A common pigment used in food additives, paints, and cosmetics has been shown to impact the growth of tobacco while affecting microRNA expression, suggesting that environmental contaminants can influence non-coding RNAs in plants, according to new research out of East Carolina University.
The work focused on titanium dioxide, or TiO2, a whitening agent used so widely that an estimated 4 million metric tons of it is produced globally each year, according to a paper appearing in Functional and Integrative Genomics.
Due to its heavy use, TiO2 residues are released into the environment, and TiO2 nanoparticles are increasingly becoming a source of concern. For instance, exposure to the nanoparticles was recently classified as a carcinogen, and animal research has linked them to epithelial cell injury and oxidative DNA damage.

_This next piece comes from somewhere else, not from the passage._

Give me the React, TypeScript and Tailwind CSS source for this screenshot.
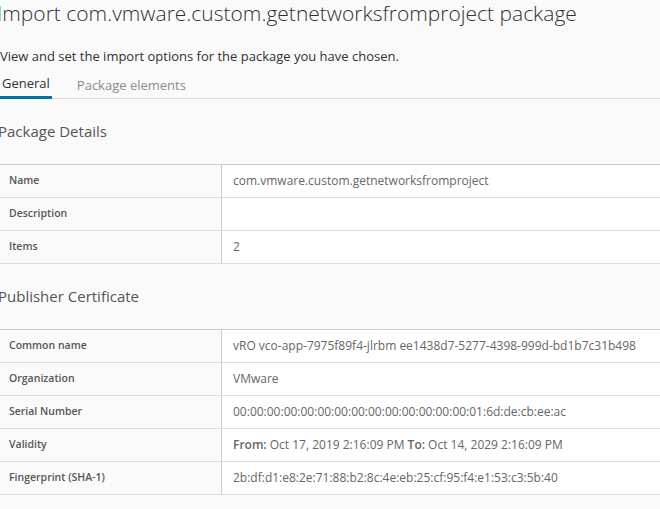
import React from "react";

const font = { fontFamily: '"Open Sans", "Noto Sans", sans-serif' };

function Row({ label, children }: { label: string; children?: React.ReactNode }) {
  return (
    <div className="flex h-[33px] border-b border-[#dddddd]">
      <div className="w-[225px] shrink-0 bg-[#fafafa] border-r border-[#cccccc] pl-[12px] flex items-center text-[10.5px] font-semibold text-[#565656]">
        {label}
      </div>
      <div className="flex-1 bg-white pl-[11px] flex items-center text-[12px] text-[#666666]">{children}</div>
    </div>
  );
}

export default function App() {
  return (
    <div className="w-[660px] h-[509px] overflow-hidden bg-[#fafafa]" style={font}>
      <div className="-ml-[3px] w-[720px]">
        <h1 className="h-[26px] text-[21px] leading-[26px] text-[#313131] font-light whitespace-nowrap">
          Import com.vmware.custom.getnetworksfromproject package
        </h1>
        <p className="mt-[22px] h-[16px] leading-[16px] text-[13px] text-[#313131] pl-[3px]">
          View and set the import options for the package you have chosen.
        </p>
        <div className="mt-[8px] h-[27px] flex border-b border-[#dddddd] pl-[3px]">
          <div className="h-[27px] -mb-px border-b-[3px] border-[#0072a3] px-[2px] text-[13px] text-[#313131] flex items-center">
            General
          </div>
          <div className="h-[27px] ml-[25px] text-[13px] text-[#8c8c8c] flex items-center">Package elements</div>
        </div>
        <h2 className="mt-[23px] h-[18px] leading-[18px] text-[15px] font-normal text-[#565656] pl-[1px]">Package Details</h2>
        <div className="mt-[24px] border-t border-[#cccccc]">
          <Row label="Name">com.vmware.custom.getnetworksfromproject</Row>
          <Row label="Description" />
          <Row label="Items">2</Row>
        </div>
        <h2 className="mt-[23px] h-[18px] leading-[18px] text-[15px] font-normal text-[#565656] pl-[1px]">Publisher Certificate</h2>
        <div className="mt-[24px] border-t border-[#cccccc]">
          <Row label="Common name">vRO vco-app-7975f89f4-jlrbm ee1438d7-5277-4398-999d-bd1b7c31b498</Row>
          <Row label="Organization">VMware</Row>
          <Row label="Serial Number">00:00:00:00:00:00:00:00:00:00:00:00:00:00:01:6d:de:cb:ee:ac</Row>
          <Row label="Validity">
            <span className="font-semibold">From:</span>&nbsp;Oct 17, 2019 2:16:09 PM&nbsp;<span className="font-semibold">To:</span>&nbsp;Oct 14, 2029 2:16:09 PM
          </Row>
          <Row label="Fingerprint (SHA-1)">2b:df:d1:e8:2e:71:88:b2:8c:4e:eb:25:cf:95:f4:e1:53:c3:5b:40</Row>
        </div>
      </div>
    </div>
  );
}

Still, little work has been done to examine the effect of TiO2 nanoparticles on plants, and no studies have looked at how they might influence regulatory RNAs.
To address this knowledge gap, a team from East Carolina University used tobacco as a model species to study the how TiO2 affect the growth, development, and miRNA expression of agricultural plants.
Tobacco seeds were sterilized and sowed in a nutritional medium on Petri dishes and then treated with different concentrations of TiO2 nanoparticles. Some seeds were left untreated to serve as controls.
After three weeks of growth, the germination rate of all TiO2-treated and control seeds was recorded, as was the number of leaves per seedling per plate. The seedlings were then removed from the plates so that their root lengths and biomass could be measured.
Total RNA was then isolated from the seedlings, and qRT-PCR was used to detect miRNA expression levels. The scientists focused on 11 miRNAs — miR-156, miR-159, miR-162, miR-167, miR-169, miR-172, miR-393, miR-395, miR-396, miR-398, and miR-399 — which are known to be aberrantly expressed during abiotic stress or play key roles in plant growth and development.
The expression levels of two stress-related genes — alcohol dehydrogenase and alcohol peroxidase — were also evaluated, as were two housekeeping genes for use as reference genes to normalized expression values.
After three weeks of planting, the researchers wrote in their paper, seeds began to germinate with no obvious effects from the TiO2 treatment at low concentrations. However, at higher concentrations, the nanoparticles "significantly affected" the germination rates of the seeds.
At the highest level tested, 5 percent of TiO2 nanoparticles in the medium, germination was completely absent.
"Although tobacco seeds germinated with a higher percentage after exposure to 2.5 percent [of the nanoparticles], it was hard for these seeds to produce roots and fully develop cotyledons," and the seedlings died in about a week, the team noted.
After three weeks, there was a "significant obvious decrease" in the growth and development of plants exposed to the nanoparticles as evidenced by decreases in root length, leaf numbers, and overall biomass.
Roots were the most sensitive to TiO2, according to the paper, with reductions in length at 0.1 and 1 percent concentrations and complete inhibition of appearance and elongation at 2.5 percent.
"An interesting phenomenon is that TiO2 nanoparticle exposure influenced differential root patterns," the investigators wrote in their paper. "Tobacco is a dicot; generally speaking, one seed only produces one major root. However, after exposure to 1.0 percent TiO2, a majority of tobacco seedlings produced two roots, although both were very short."
Leaf size was also impacted, growing much smaller on treated plants versus normal controls, although this effect was mostly observed in plants exposed to higher concentrations of TiO2 nanoparticles. The effects of exposure on biomass, however, were seen at all concentrations.
In terms of the effect of TiO2 on miRNA expression, the researchers found that most were upregulated with increasing nanoparticle concentrations — miR-169, miR-393, miR-395, miR-399, miR-172, and miR-396 — while some were downregulated, including miR-159 and miR-156. Three miRNAs — miR-162, miR-167, and miR-398 — were mostly unaffected as TiO2 nanoparticle concentrations increased.
According to the paper, miR-395 and miR-399 were the most impacted by TiO2, suggesting that they may play important roles in tobacco seedling facing nanoparticle or heavy metal stress. Notably, both have been found by other groups to be upregulated during environmental abiotic stress including drought and salinity.
The addition of TiO2 nanoparticles was also found to upregulate levels of alcohol dehydrogenase and alcohol peroxidase in a concentration-dependent manner.
Overall, the study shows that TiO2 nanoparticles have a "negative impact on tobacco growth and development, and that miRNAs may play an important role in tobacco response to heavy metals/nanoparticles by regulating gene expression," the research team concluded.
And while the study implicates certain conserved miRNAs, additional experimentation with high-throughout deep sequencing or direct cloning will be needed to uncover novel mIRNAs involved in the stress-response mechanism.